>> START EXTRACTED INFORMATION
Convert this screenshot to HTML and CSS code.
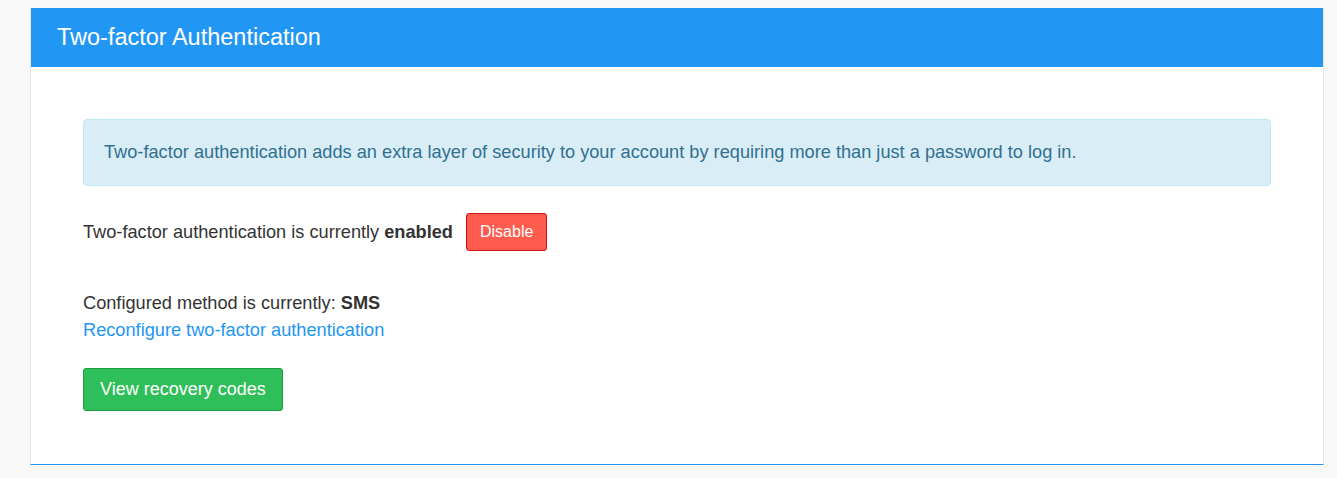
>> END EXTRACTED INFORMATION
>> START EXTRACTED INFORMATION
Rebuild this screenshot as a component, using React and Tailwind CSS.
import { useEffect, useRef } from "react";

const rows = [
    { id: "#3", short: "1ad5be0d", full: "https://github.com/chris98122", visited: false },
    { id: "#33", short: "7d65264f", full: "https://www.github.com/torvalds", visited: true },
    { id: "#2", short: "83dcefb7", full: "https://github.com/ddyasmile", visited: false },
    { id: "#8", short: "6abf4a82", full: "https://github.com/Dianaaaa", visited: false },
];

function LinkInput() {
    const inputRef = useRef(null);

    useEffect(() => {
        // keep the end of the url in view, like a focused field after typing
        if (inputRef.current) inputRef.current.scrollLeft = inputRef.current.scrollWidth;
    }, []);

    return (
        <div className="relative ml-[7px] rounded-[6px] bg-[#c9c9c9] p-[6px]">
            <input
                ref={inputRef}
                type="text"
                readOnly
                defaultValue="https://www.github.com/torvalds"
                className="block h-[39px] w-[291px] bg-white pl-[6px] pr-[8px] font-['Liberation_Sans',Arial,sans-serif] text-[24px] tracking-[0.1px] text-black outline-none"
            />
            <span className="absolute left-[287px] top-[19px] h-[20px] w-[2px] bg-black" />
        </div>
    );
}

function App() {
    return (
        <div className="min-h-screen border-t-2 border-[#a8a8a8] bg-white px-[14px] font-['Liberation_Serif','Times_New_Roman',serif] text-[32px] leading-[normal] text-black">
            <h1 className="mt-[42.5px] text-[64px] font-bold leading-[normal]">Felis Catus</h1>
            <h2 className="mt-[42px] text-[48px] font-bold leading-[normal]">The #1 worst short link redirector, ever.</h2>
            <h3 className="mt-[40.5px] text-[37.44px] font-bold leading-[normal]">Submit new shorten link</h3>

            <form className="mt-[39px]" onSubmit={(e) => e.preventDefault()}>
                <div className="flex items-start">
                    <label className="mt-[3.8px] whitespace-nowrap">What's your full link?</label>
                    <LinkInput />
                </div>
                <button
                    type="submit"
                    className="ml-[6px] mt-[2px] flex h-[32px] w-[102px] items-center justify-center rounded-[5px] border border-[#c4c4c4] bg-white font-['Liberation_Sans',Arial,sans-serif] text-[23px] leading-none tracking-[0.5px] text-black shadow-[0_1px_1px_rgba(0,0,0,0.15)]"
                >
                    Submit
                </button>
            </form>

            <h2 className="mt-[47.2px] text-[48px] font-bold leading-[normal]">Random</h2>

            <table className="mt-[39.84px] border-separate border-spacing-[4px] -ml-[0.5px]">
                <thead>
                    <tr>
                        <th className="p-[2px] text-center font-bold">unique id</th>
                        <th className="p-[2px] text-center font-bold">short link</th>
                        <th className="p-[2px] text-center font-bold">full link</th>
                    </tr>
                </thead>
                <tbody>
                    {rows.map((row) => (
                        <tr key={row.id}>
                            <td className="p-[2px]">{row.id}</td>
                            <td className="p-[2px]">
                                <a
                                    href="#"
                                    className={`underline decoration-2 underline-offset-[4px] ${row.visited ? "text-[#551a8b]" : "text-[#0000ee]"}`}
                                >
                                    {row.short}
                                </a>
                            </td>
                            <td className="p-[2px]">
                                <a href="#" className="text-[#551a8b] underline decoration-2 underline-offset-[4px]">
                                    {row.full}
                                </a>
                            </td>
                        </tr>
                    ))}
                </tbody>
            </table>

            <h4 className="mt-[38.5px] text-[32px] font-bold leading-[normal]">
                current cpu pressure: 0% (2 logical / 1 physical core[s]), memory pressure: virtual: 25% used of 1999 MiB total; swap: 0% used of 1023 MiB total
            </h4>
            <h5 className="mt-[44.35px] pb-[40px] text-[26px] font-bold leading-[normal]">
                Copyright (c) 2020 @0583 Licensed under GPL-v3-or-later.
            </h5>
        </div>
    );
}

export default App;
>> END EXTRACTED INFORMATION
**TASK TO CARRY OUT:**
From the records above, pull out each line that has "screenshot".

**EXPECTED ANSWER:**
Convert this screenshot to HTML and CSS code.
Rebuild this screenshot as a component, using React and Tailwind CSS.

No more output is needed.